## ENTRIES

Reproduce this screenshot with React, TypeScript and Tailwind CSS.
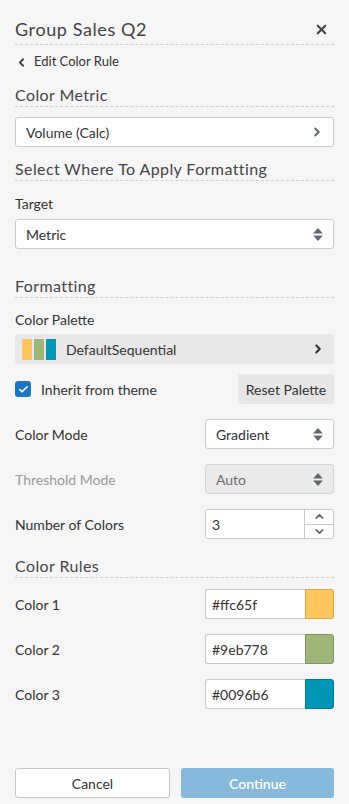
import React from 'react';
import { ChevronLeft, ChevronRight, ChevronUp, ChevronDown, X, Check } from 'lucide-react';

const font = { fontFamily: 'Lato, "Liberation Sans", sans-serif' };

const UpDown = ({ className = '' }: { className?: string }) => (
  <svg width="10" height="15" viewBox="0 0 10 15" className={className}>
    <path d="M5 1 L9.8 6.5 H0.2 Z" fill="currentColor" />
    <path d="M5 14 L9.8 8.5 H0.2 Z" fill="currentColor" />
  </svg>
);

const Heading: React.FC<{ children: React.ReactNode; className?: string }> = ({ children, className = '' }) => (
  <div className={`h-[23px] flex items-center border-b border-dashed border-[#cfcfcf] text-[16px] tracking-[0.4px] text-[#454545] ${className}`}>
    {children}
  </div>
);

const SelectBox: React.FC<{ value: string; disabled?: boolean; className?: string }> = ({ value, disabled, className = '' }) => (
  <div
    className={`h-[30px] flex items-center justify-between pl-[10px] pr-[10px] rounded-[3px] border text-[14px] ${
      disabled ? 'bg-[#ebebeb] border-[#d6d6d6] text-[#6b6b6b]' : 'bg-white border-[#cacaca] text-[#333]'
    } ${className}`}
  >
    <span>{value}</span>
    <UpDown className="text-[#5d6874]" />
  </div>
);

const ColorRow: React.FC<{ label: string; hex: string; border: string; className?: string }> = ({ label, hex, border, className = '' }) => (
  <div className={`h-[30px] flex items-center justify-between ${className}`}>
    <span className="text-[14px] text-[#333]">{label}</span>
    <div className="w-[129px] h-[30px] flex">
      <div className="flex-1 bg-white border border-r-0 border-[#cacaca] rounded-l-[3px] flex items-center pl-[6px] text-[14px] text-[#333]">
        {hex}
      </div>
      <div className="w-[29px] h-full rounded-r-[3px] border" style={{ backgroundColor: hex, borderColor: border }} />
    </div>
  </div>
);

export default function App() {
  return (
    <div className="w-[349px] h-[804px] bg-[#f6f6f6] px-[15px] flex flex-col" style={font}>
      <div className="mt-[14px] h-[31px] flex items-center justify-between border-b border-dashed border-[#cfcfcf]">
        <span className="text-[18px] tracking-[0.6px] text-[#444]">Group Sales Q2</span>
        <X className="w-[15px] h-[15px] text-[#444] mr-[5px]" strokeWidth={3.4} />
      </div>

      <div className="mt-[7px] h-[20px] flex items-center gap-[6px] text-[13px] text-[#333]">
        <ChevronLeft className="w-[13px] h-[13px] text-[#444]" strokeWidth={3.4} />
        <span>Edit Color Rule</span>
      </div>

      <Heading className="mt-[12px]">Color Metric</Heading>

      <div className="mt-[10px] h-[30px] flex items-center justify-between bg-white border border-[#cacaca] rounded-[3px] pl-[10px] pr-[9px] text-[14px] text-[#333]">
        <span>Volume (Calc)</span>
        <ChevronRight className="w-[14px] h-[14px] text-[#5d6874]" strokeWidth={3.4} />
      </div>

      <Heading className="mt-[11px]">Select Where To Apply Formatting</Heading>

      <div className="mt-[14px] h-[16px] flex items-center text-[14px] text-[#333]">Target</div>
      <SelectBox value="Metric" className="mt-[8px]" />

      <Heading className="mt-[26px]">Formatting</Heading>

      <div className="mt-[13px] h-[16px] flex items-center text-[14px] text-[#333]">Color Palette</div>

      <div className="mt-[7px] h-[30px] flex items-center bg-[#e8e8e8] rounded-[3px] pl-[7px] pr-[9px]">
        <div className="flex gap-[2px]">
          <div className="w-[10px] h-[21px] bg-[#ffc65f]" />
          <div className="w-[10px] h-[21px] bg-[#9eb778]" />
          <div className="w-[10px] h-[21px] bg-[#0096b6]" />
        </div>
        <span className="ml-[10px] text-[14px] text-[#333] flex-1">DefaultSequential</span>
        <ChevronRight className="w-[14px] h-[14px] text-[#333]" strokeWidth={3.6} />
      </div>

      <div className="mt-[10px] h-[30px] flex items-center justify-between">
        <div className="flex items-center gap-[10px]">
          <div className="w-[16px] h-[16px] rounded-[3px] bg-[#1d75bd] flex items-center justify-center">
            <Check className="w-[11px] h-[11px] text-white" strokeWidth={3.5} />
          </div>
          <span className="text-[14px] text-[#333]">Inherit from theme</span>
        </div>
        <div className="w-[96px] h-[30px] bg-[#e6e6e6] rounded-[3px] flex items-center justify-center text-[14px] text-[#333]">
          Reset Palette
        </div>
      </div>

      <div className="mt-[15px] h-[30px] flex items-center justify-between">
        <span className="text-[14px] text-[#333]">Color Mode</span>
        <SelectBox value="Gradient" className="w-[129px]" />
      </div>

      <div className="mt-[15px] h-[30px] flex items-center justify-between">
        <span className="text-[14px] text-[#9a9a9a]">Threshold Mode</span>
        <SelectBox value="Auto" disabled className="w-[129px]" />
      </div>

      <div className="mt-[15px] h-[30px] flex items-center justify-between">
        <span className="text-[14px] text-[#333]">Number of Colors</span>
        <div className="w-[129px] h-[30px] flex bg-white border border-[#cacaca] rounded-[3px]">
          <div className="flex-1 flex items-center pl-[6px] text-[14px] text-[#333]">3</div>
          <div className="w-[29px] border-l border-[#cacaca] flex flex-col">
            <div className="flex-1 flex items-center justify-center border-b border-[#cacaca]">
              <ChevronUp className="w-[13px] h-[13px] text-[#5d6874]" strokeWidth={3.2} />
            </div>
            <div className="flex-1 flex items-center justify-center">
              <ChevronDown className="w-[13px] h-[13px] text-[#5d6874]" strokeWidth={3.2} />
            </div>
          </div>
        </div>
      </div>

      <Heading className="mt-[16px]">Color Rules</Heading>

      <ColorRow label="Color 1" hex="#ffc65f" border="#d9a443" className="mt-[11px]" />
      <ColorRow label="Color 2" hex="#9eb778" border="#7e985a" className="mt-[15px]" />
      <ColorRow label="Color 3" hex="#0096b6" border="#007a96" className="mt-[15px]" />

      <div className="mt-auto mb-[6px] flex gap-[11px]">
        <div className="flex-1 h-[30px] bg-white border border-[#c6c6c6] rounded-[3px] flex items-center justify-center text-[14px] text-[#333]">
          Cancel
        </div>
        <div className="flex-1 h-[30px] bg-[#85b8da] rounded-[3px] flex items-center justify-center text-[14px] text-white font-semibold">
          Continue
        </div>
      </div>
    </div>
  );
}
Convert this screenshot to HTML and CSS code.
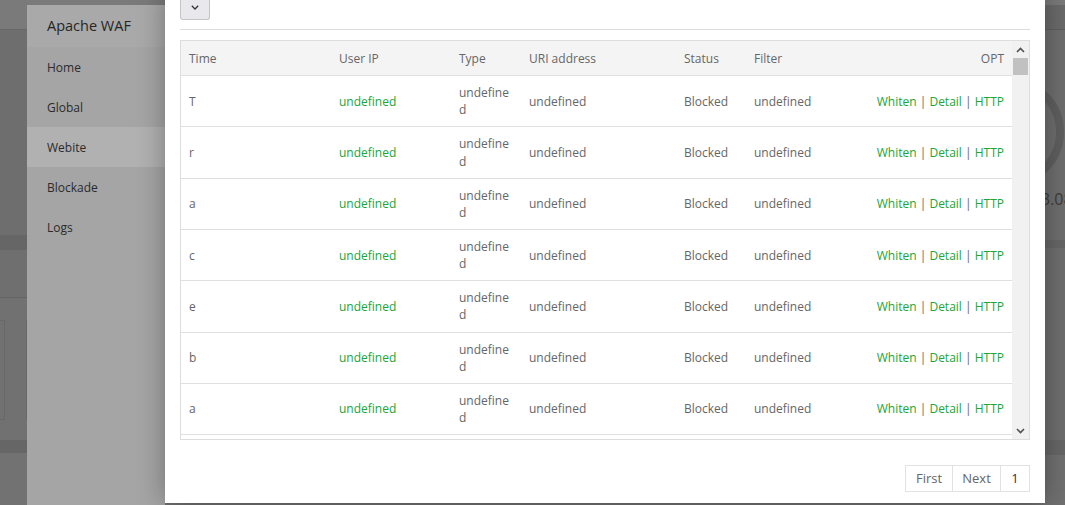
FILE: index.html
```html
<!DOCTYPE html>
<html>
<head>
<meta charset="utf-8">
<title>Apache WAF</title>
<link rel="stylesheet" href="styles.css">
</head>
<body>
<div class="panel">
  <div class="p-top"></div>
  <div class="p-stats"></div>
  <div class="p-band"></div>
  <div class="p-title"></div>
  <div class="p-body"><div class="p-card c1"></div><div class="p-card c2"></div></div>
  <div class="p-band2"></div>
  <div class="p-rest"></div>
</div>

<div class="plugin">
  <aside class="sidebar">
    <div class="brand">Apache WAF</div>
    <div class="nav-item">Home</div>
    <div class="nav-item">Global</div>
    <div class="nav-item active">Webite</div>
    <div class="nav-item">Blockade</div>
    <div class="nav-item">Logs</div>
  </aside>
  <div class="plug-main">
    <div class="pm-top"></div>
    <div class="pm-stats">
      <div class="gauge">
        <div class="ring"></div>
        <div class="gauge-label">3.08</div>
      </div>
    </div>
    <div class="pm-band"></div>
    <div class="pm-body"></div>
    <div class="pm-band2"></div>
    <div class="pm-rest"></div>
  </div>
</div>

<div class="modal">
  <div class="select">
    <svg width="8" height="5" viewBox="0 0 8 5"><path d="M0.8 0.8L4 4L7.2 0.8" fill="none" stroke="#333" stroke-width="1.3"/></svg>
  </div>
  <div class="rule"></div>
  <div class="table-wrap">
    <div class="table-scroll">
      <table class="log-table">
        <colgroup>
          <col class="w-time"><col class="w-ip"><col class="w-type"><col class="w-uri"><col class="w-status"><col class="w-filter"><col class="w-opt">
        </colgroup>
        <thead>
          <tr><th>Time</th><th>User IP</th><th>Type</th><th>URI address</th><th>Status</th><th>Filter</th><th class="opt">OPT</th></tr>
        </thead>
        <tbody>
          <tr><td>T</td><td class="green">undefined</td><td class="brk">undefined</td><td>undefined</td><td>Blocked</td><td>undefined</td><td class="opt"><a>Whiten</a> | <a>Detail</a> | <a>HTTP</a></td></tr>
          <tr><td>r</td><td class="green">undefined</td><td class="brk">undefined</td><td>undefined</td><td>Blocked</td><td>undefined</td><td class="opt"><a>Whiten</a> | <a>Detail</a> | <a>HTTP</a></td></tr>
          <tr><td>a</td><td class="green">undefined</td><td class="brk">undefined</td><td>undefined</td><td>Blocked</td><td>undefined</td><td class="opt"><a>Whiten</a> | <a>Detail</a> | <a>HTTP</a></td></tr>
          <tr><td>c</td><td class="green">undefined</td><td class="brk">undefined</td><td>undefined</td><td>Blocked</td><td>undefined</td><td class="opt"><a>Whiten</a> | <a>Detail</a> | <a>HTTP</a></td></tr>
          <tr><td>e</td><td class="green">undefined</td><td class="brk">undefined</td><td>undefined</td><td>Blocked</td><td>undefined</td><td class="opt"><a>Whiten</a> | <a>Detail</a> | <a>HTTP</a></td></tr>
          <tr><td>b</td><td class="green">undefined</td><td class="brk">undefined</td><td>undefined</td><td>Blocked</td><td>undefined</td><td class="opt"><a>Whiten</a> | <a>Detail</a> | <a>HTTP</a></td></tr>
          <tr><td>a</td><td class="green">undefined</td><td class="brk">undefined</td><td>undefined</td><td>Blocked</td><td>undefined</td><td class="opt"><a>Whiten</a> | <a>Detail</a> | <a>HTTP</a></td></tr>
          <tr><td>c</td><td class="green">undefined</td><td class="brk">undefined</td><td>undefined</td><td>Blocked</td><td>undefined</td><td class="opt"><a>Whiten</a> | <a>Detail</a> | <a>HTTP</a></td></tr>
        </tbody>
      </table>
    </div>
    <div class="vscroll">
      <div class="sb-btn">
        <svg width="9" height="6" viewBox="0 0 9 6"><path d="M1 5L4.5 1.5L8 5" fill="none" stroke="#505050" stroke-width="1.6"/></svg>
      </div>
      <div class="sb-thumb"></div>
      <div class="sb-track"></div>
      <div class="sb-btn">
        <svg width="9" height="6" viewBox="0 0 9 6"><path d="M1 1L4.5 4.5L8 1" fill="none" stroke="#505050" stroke-width="1.6"/></svg>
      </div>
    </div>
  </div>
  <div class="pager">
    <span class="pg pg-first">First</span><span class="pg pg-next">Next</span><span class="pg pg-num">1</span>
  </div>
</div>
</body>
</html>
```

FILE: styles.css
```css
html, body {
  margin: 0;
  padding: 0;
  width: 1065px;
  height: 505px;
  overflow: hidden;
  font-family: "Open Sans", "Noto Sans", Arial, sans-serif;
}
body {
  position: relative;
  background: #6e6e6e;
}

/* ---------- background panel (dimmed) ---------- */
.panel {
  display: flex;
  flex-direction: column;
  height: 505px;
}
.p-top { height: 29px; background: #7a7a7a; border-bottom: 1px solid #686868; }
.p-stats { height: 205px; background: #6e6e6e; }
.p-band { height: 15px; background: #666; }
.p-title { height: 47px; background: #6f6f6f; border-bottom: 1px solid #646464; }
.p-body {
  height: 142px;
  box-sizing: border-box;
  padding-top: 22px;
  background: #717171;
  display: flex;
  gap: 21px;
}
.p-card { height: 100px; box-sizing: border-box; border: 1px solid #686868; }
.p-card.c1 { width: 5px; border-left: none; }
.p-card.c2 { width: 300px; }
.p-band2 { height: 13px; background: #666; }
.p-rest { flex: 1; background: #727272; }

/* ---------- plugin window ---------- */
.plugin {
  position: absolute;
  left: 27px;
  top: 5px;
  right: 0;
  bottom: 0;
  display: flex;
}
.sidebar {
  width: 138px;
  flex: none;
  background: #a5a5a5;
}
.brand {
  height: 42px;
  line-height: 41px;
  padding-left: 20px;
  font-size: 14.5px;
  color: #262626;
  background: #a9a9a9;
}
.nav-item {
  height: 40px;
  box-sizing: border-box;
  padding-top: 1px;
  line-height: 40px;
  padding-left: 20px;
  font-size: 12px;
  color: #2b2b2b;
}
.nav-item.active { background: #b1b1b1; }

.plug-main {
  flex: 1;
  display: flex;
  flex-direction: column;
  overflow: hidden;
}
.pm-top { height: 24px; background: #6a6a6a; border-bottom: 1px solid #5f5f5f; flex: none; }
.pm-stats {
  height: 210px;
  flex: none;
  display: flex;
  justify-content: flex-end;
  background: #6e6e6e;
}
.gauge { width: 110px; margin-right: 1px; padding-top: 47px; }
.ring {
  width: 110px;
  height: 110px;
  box-sizing: border-box;
  border: 8px solid #5f5f5f;
  border-radius: 50%;
}
.gauge-label {
  padding-left: 87px;
  margin-top: 2px;
  white-space: nowrap;
  font-size: 16px;
  line-height: 20px;
  color: #3c3c3c;
}
.pm-band { height: 8px; flex: none; background: #666; }
.pm-body { height: 192px; flex: none; background: #6e6e6e; }
.pm-band2 { height: 15px; flex: none; background: #666; }
.pm-rest { flex: 1; background: #707070; }

/* ---------- modal ---------- */
.modal {
  position: absolute;
  left: 165px;
  top: -11px;
  width: 880px;
  box-sizing: border-box;
  padding: 0 15px 11px;
  background: #fff;
  box-shadow: 0 0 26px rgba(0, 0, 0, 0.32);
}
.select {
  width: 30px;
  height: 31px;
  box-sizing: border-box;
  border: 1px solid #c4c4c4;
  border-top: none;
  border-radius: 0 0 3px 3px;
  background: #e9e9ed;
  display: flex;
  justify-content: center;
  align-items: flex-end;
  padding-bottom: 9px;
}
.select svg { display: block; }
.rule {
  height: 1px;
  background: #dcdcdc;
  margin: 9px 0 10px;
}
.table-wrap {
  height: 400px;
  box-sizing: border-box;
  border: 1px solid #ddd;
  display: flex;
}
.table-scroll {
  flex: 1;
  overflow: hidden;
}
.log-table {
  width: 100%;
  table-layout: fixed;
  border-collapse: collapse;
  font-size: 12px;
  line-height: 1.42857;
  color: #666;
}
.w-time { width: 150px; }
.w-ip { width: 120px; }
.w-type { width: 70px; }
.w-uri { width: 155px; }
.w-status { width: 70px; }
.w-filter { width: 116px; }
.w-opt { width: 150px; }
.log-table th {
  font-weight: normal;
  text-align: left;
  padding: 9px 8px 8px;
  background: #f4f4f4;
  border-bottom: 1px solid #e0e0e0;
  white-space: nowrap;
}
.log-table td {
  padding: 8px;
  border-bottom: 1px solid #e0e0e0;
  vertical-align: middle;
}
.log-table .opt { text-align: right; white-space: nowrap; }
.log-table .green { color: #20a53a; }
.log-table .brk { word-break: break-all; }
.log-table a { color: #20a53a; text-decoration: none; }

.vscroll {
  width: 17px;
  flex: none;
  display: flex;
  flex-direction: column;
  background: #f1f1f1;
}
.sb-btn {
  height: 17px;
  display: flex;
  align-items: center;
  justify-content: center;
}
.sb-btn svg { display: block; }
.sb-thumb {
  height: 17px;
  margin: 0 1px;
  background: #c1c1c1;
}
.sb-track { flex: 1; }

.pager {
  margin-top: 25px;
  display: flex;
  justify-content: flex-end;
}
.pg {
  height: 27px;
  box-sizing: border-box;
  line-height: 25px;
  text-align: center;
  border: 1px solid #e2e2e2;
  margin-left: -1px;
  font-size: 13px;
  color: #666;
}
.pg-first { width: 48px; }
.pg-next { width: 49px; }
.pg-num { width: 30px; color: #333; }
```
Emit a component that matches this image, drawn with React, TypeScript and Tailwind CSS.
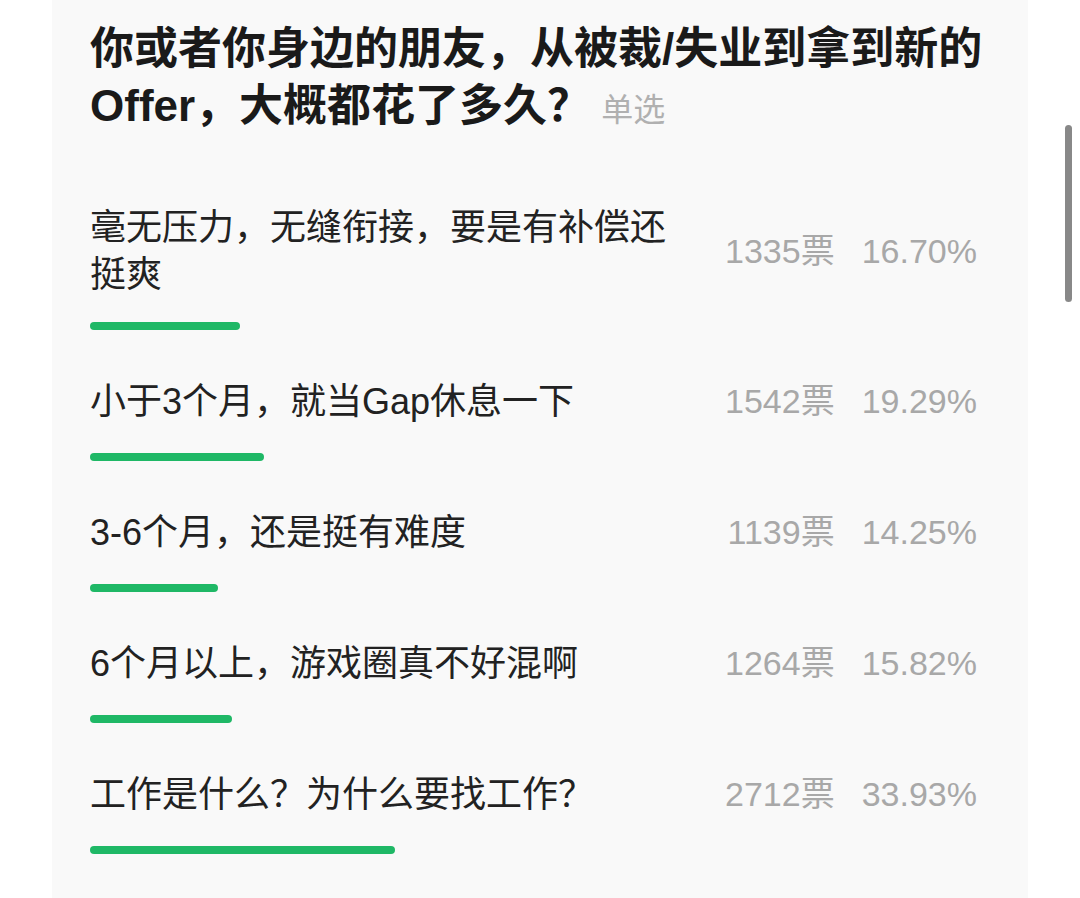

## PROBLEM REQUIREMENTS
Every line of the records that includes the word "this" should be gathered.

## SOLUTION
Reproduce this screenshot with React, TypeScript and Tailwind CSS.
Convert this screenshot to HTML and CSS code.
Emit a component that matches this image, drawn with React, TypeScript and Tailwind CSS.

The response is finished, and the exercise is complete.